------ Records to use ------

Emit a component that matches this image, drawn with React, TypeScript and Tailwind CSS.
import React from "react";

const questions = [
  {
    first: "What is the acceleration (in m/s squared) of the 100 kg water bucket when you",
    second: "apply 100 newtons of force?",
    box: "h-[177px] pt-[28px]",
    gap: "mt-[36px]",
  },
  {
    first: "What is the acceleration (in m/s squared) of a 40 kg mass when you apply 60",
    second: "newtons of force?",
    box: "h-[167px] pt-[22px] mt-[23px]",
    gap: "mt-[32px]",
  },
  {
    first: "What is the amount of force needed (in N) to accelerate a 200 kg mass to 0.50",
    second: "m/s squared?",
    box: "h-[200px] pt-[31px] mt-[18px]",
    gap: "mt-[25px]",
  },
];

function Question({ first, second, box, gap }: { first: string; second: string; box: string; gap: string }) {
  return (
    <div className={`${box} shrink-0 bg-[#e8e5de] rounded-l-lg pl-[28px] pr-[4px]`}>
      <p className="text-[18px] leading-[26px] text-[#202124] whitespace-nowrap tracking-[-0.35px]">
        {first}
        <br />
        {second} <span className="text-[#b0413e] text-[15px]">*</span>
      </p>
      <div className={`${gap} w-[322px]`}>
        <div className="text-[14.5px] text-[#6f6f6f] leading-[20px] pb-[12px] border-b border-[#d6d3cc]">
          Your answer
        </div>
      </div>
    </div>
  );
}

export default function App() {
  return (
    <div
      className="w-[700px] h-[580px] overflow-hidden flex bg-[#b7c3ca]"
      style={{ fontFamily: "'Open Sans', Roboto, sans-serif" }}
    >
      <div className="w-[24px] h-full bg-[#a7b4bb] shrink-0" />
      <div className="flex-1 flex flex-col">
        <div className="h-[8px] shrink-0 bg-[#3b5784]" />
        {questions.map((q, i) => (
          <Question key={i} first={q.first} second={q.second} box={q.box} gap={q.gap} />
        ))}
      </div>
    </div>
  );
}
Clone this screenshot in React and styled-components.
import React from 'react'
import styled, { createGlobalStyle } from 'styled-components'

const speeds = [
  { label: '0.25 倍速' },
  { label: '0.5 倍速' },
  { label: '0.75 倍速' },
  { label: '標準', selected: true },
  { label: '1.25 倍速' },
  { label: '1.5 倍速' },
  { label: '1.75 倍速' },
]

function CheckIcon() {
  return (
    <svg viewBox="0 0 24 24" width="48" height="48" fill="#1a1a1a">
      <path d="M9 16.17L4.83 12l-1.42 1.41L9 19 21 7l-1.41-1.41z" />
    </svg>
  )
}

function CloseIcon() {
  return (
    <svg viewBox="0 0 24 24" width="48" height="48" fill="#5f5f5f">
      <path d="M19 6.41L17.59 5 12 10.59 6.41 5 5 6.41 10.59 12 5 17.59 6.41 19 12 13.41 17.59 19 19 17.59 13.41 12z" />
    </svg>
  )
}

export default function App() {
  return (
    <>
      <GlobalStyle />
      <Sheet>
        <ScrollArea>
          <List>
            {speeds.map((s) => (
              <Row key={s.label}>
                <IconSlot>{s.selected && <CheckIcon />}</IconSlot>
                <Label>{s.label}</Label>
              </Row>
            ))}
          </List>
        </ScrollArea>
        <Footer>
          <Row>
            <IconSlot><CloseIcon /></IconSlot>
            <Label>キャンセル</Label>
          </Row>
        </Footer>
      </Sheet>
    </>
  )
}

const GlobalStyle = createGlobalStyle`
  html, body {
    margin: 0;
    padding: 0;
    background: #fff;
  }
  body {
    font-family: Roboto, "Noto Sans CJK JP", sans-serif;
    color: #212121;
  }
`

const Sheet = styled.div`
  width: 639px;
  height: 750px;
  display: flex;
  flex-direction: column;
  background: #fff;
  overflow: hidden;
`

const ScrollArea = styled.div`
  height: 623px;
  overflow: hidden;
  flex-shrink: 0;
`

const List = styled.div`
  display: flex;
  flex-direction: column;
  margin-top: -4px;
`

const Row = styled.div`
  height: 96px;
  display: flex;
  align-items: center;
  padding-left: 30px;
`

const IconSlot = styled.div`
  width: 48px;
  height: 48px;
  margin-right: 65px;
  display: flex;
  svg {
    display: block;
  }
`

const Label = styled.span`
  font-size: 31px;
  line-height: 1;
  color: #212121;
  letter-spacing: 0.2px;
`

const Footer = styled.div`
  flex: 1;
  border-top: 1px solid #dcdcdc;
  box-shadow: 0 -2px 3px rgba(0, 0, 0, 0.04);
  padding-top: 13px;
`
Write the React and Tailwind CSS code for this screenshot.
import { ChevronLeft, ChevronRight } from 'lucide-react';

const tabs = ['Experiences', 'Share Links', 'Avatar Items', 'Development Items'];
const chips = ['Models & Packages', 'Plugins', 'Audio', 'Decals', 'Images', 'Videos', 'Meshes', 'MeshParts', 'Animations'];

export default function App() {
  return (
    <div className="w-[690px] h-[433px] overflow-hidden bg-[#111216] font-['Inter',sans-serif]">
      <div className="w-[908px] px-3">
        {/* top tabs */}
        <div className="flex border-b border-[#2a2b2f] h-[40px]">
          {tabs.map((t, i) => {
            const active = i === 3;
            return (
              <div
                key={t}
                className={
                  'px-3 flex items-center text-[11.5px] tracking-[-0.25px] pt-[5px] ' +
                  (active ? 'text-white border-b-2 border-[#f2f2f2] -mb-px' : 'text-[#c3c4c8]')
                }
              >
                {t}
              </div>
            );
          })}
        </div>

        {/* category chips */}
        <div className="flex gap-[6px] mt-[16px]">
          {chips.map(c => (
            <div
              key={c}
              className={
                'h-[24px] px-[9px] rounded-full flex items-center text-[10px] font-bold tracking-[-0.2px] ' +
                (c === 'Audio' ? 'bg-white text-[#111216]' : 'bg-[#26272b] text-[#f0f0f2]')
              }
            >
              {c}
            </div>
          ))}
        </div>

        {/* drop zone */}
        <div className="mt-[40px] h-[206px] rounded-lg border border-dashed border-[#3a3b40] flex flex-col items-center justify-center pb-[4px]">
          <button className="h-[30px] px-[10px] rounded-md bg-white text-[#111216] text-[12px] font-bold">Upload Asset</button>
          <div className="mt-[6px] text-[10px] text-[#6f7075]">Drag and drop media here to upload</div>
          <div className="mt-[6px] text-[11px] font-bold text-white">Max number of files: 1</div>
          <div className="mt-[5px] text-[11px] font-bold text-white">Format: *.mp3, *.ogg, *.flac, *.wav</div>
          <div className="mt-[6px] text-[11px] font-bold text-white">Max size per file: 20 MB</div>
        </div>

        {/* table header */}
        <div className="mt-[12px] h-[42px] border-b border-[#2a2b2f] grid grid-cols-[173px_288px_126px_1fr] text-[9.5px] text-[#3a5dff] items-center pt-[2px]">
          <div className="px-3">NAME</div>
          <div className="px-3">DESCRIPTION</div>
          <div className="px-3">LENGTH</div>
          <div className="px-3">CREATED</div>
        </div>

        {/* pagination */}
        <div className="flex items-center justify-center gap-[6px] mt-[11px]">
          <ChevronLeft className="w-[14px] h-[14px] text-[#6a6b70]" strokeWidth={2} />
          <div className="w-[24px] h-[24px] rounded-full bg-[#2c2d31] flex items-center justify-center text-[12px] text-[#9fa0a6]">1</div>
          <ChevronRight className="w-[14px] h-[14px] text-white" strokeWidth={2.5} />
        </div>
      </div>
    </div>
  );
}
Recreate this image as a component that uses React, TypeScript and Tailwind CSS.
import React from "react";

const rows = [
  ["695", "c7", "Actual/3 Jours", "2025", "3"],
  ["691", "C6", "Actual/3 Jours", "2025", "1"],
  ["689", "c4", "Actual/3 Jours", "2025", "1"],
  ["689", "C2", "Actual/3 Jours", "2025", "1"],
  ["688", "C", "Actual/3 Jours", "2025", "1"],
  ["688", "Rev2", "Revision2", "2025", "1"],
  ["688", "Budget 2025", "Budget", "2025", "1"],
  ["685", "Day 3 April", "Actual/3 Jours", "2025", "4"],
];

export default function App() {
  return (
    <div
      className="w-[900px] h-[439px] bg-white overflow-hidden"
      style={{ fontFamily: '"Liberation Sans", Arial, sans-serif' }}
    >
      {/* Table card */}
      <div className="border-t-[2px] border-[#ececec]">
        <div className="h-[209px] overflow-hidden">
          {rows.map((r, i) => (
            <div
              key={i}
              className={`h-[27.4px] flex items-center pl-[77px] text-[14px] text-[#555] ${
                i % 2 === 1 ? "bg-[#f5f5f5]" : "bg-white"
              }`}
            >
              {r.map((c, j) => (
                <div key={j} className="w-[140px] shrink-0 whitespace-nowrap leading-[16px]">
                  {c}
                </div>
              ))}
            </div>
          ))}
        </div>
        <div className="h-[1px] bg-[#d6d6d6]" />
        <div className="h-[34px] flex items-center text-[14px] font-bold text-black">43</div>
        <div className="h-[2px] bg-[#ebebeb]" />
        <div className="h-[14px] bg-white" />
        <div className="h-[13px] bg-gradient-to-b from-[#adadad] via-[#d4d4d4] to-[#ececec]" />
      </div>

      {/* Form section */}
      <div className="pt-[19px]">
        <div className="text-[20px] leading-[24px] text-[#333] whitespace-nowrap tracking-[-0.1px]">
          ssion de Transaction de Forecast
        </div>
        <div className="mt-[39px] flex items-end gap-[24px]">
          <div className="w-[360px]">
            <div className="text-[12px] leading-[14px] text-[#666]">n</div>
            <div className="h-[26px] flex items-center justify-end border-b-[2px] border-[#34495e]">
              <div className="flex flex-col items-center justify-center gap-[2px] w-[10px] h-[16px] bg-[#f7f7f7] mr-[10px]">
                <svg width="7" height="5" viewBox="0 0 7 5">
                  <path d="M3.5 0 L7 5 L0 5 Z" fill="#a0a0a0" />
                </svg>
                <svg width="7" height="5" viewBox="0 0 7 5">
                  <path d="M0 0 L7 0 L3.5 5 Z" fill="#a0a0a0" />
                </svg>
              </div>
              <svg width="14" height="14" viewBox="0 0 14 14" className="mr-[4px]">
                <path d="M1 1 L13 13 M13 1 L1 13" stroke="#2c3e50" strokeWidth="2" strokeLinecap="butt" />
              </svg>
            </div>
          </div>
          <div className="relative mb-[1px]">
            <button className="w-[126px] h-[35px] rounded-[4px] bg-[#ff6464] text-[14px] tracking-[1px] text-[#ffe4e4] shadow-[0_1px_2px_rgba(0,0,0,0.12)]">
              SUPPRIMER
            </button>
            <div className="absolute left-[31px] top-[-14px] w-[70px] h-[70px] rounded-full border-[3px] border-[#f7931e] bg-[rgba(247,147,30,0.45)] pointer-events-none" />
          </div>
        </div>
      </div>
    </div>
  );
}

------

#### Task details
Some lines of the records may hold the word "that". How many do? Answer with a number and nothing else.

#### Reply
2